I want to save checkpoints for each epoch, how it can be achieved?
In the case of SSD, the weight files are stored inside trained_model/weights
and are easily accessible. I wanted to do the same with DetectNet_V2.
I am afraid you have achieved. The xxx-12.tlt or xxx-16.tlt is one of the tlt models for every 1 epoch. Please check the quantity of the tlt models to double check.
can you explain what I have achieved?
what do you mean by the quantity of tlt models ?
I trained for 20 epochs to check If i can get the desired model file for every epoch.
So far no luck.
@NitinRai
I run an experiment as you mentioned. I set checkpoint_interval = 1
and num_epochs: 10
.
After training done, I can find all the tlt models at epoch 0, 1, … 10. That meets your requirement.
`# ll -rlt *tlt
-rw-r–r-- 1 root root 45022576 Aug 17 06:20 model.step-0.tlt
-rw-r–r-- 1 root root 45022576 Aug 17 06:22 model.step-403.tlt
-rw-r–r-- 1 root root 45022576 Aug 17 06:25 model.step-806.tlt
-rw-r–r-- 1 root root 45022576 Aug 17 06:26 model.step-1209.tlt
-rw-r–r-- 1 root root 45022576 Aug 17 06:27 model.step-1612.tlt
-rw-r–r-- 1 root root 45022576 Aug 17 06:28 model.step-2015.tlt
-rw-r–r-- 1 root root 45022576 Aug 17 06:29 model.step-2418.tlt
-rw-r–r-- 1 root root 45022576 Aug 17 06:30 model.step-2821.tlt
-rw-r–r-- 1 root root 45022576 Aug 17 06:31 model.step-3224.tlt
-rw-r–r-- 1 root root 45022576 Aug 17 06:32 model.step-3627.tlt
-rw-r–r-- 1 root root 45022576 Aug 17 06:33 model.step-4030.tlt
Can you please explain how do you identify checkpoints for a given epoch.
for eg: I want to select checkpoint saved for the 5th epoch how do I identify ?
or
model.step-1612.tlt
which epoch does this checkpoint belongs to ?
It can be sorted from smallest to largest.
int(tlt_file.split(‘.’)[1].split(‘-’)[1])
For example,
The smallest epoch (0th epoch) will correspond to model.step-0.tlt
The largest epoch (10th epoch) will correspond to model.step-4030.tlt
1 Like
well if larger step number corresponds to larger epoch number, this hack can be used.

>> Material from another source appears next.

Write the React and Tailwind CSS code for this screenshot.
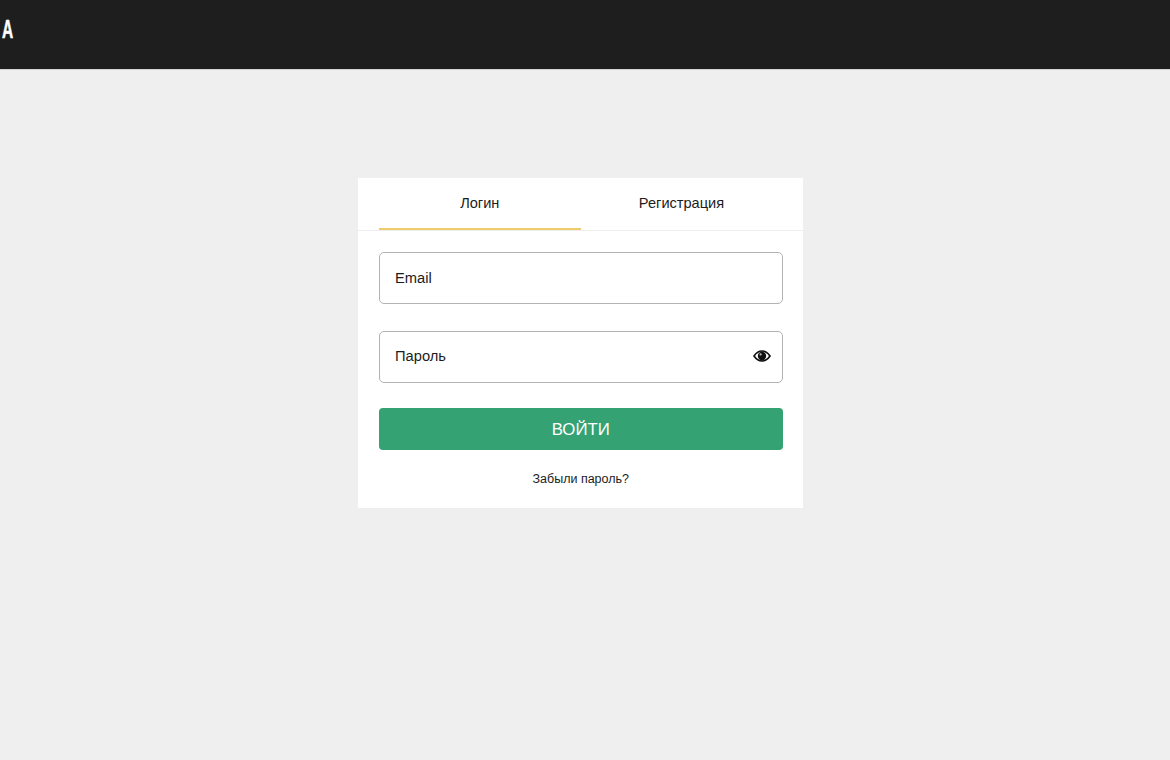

since we are saving each and every epoch, this can be challenging to exactly determine the checkpoint for given epoch, especially when the training is live and we want to check on older checkpoints.
I hope this thing can be fixed, I really like how ssd models are saved in an uniform order.

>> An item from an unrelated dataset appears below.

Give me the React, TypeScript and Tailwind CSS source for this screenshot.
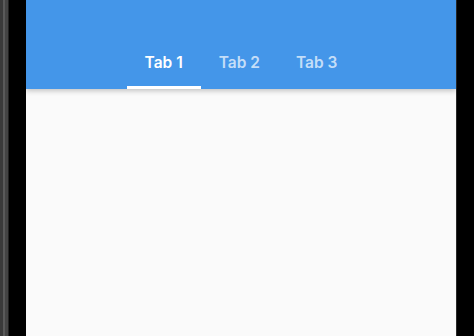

I would like to highlight one more thing here:
detectnet_v2
saves checkpoints inside trained_model
dir, while ssd
saves checkpoints inside trained_model/weights
Thanks for the hack
Sure, I will sync with internal team about your request.
Temporally, end user can
- check all the tlt checkpoint files and filter its
int(tlt_file.split(’.’)[1].split(’-’)[1])
- enumerate it , to find which epoch is running.
I hope this script will help others
import os, glob
trained_model = glob.glob("trained_model/model*.tlt")
trained_model = sorted(trained_model, key=lambda x: int(x.rsplit("-")[1].rstrip(".tlt")))
for epoch, checkpoint in enumerate(trained_model):
# checkpoint = os.path.basename(checkpoint)
print("epoch: {}, checkpoint: {}".format(epoch, checkpoint))
Output
epoch: 0, checkpoint: trained_model/model.step-0.tlt
epoch: 1, checkpoint: trained_model/model.step-403.tlt
epoch: 2, checkpoint: trained_model/model.step-806.tlt
epoch: 3, checkpoint: trained_model/model.step-1209.tlt
epoch: 4, checkpoint: trained_model/model.step-1612.tlt
epoch: 5, checkpoint: trained_model/model.step-2015.tlt
epoch: 6, checkpoint: trained_model/model.step-2418.tlt
epoch: 7, checkpoint: trained_model/model.step-2821.tlt
epoch: 8, checkpoint: trained_model/model.step-3224.tlt
epoch: 9, checkpoint: trained_model/model.step-3627.tlt
epoch: 10, checkpoint: trained_model/model.step-4030.tlt
This also filters out: events.out.tfevents.1597134478.tlt
file, which is present in the same directory.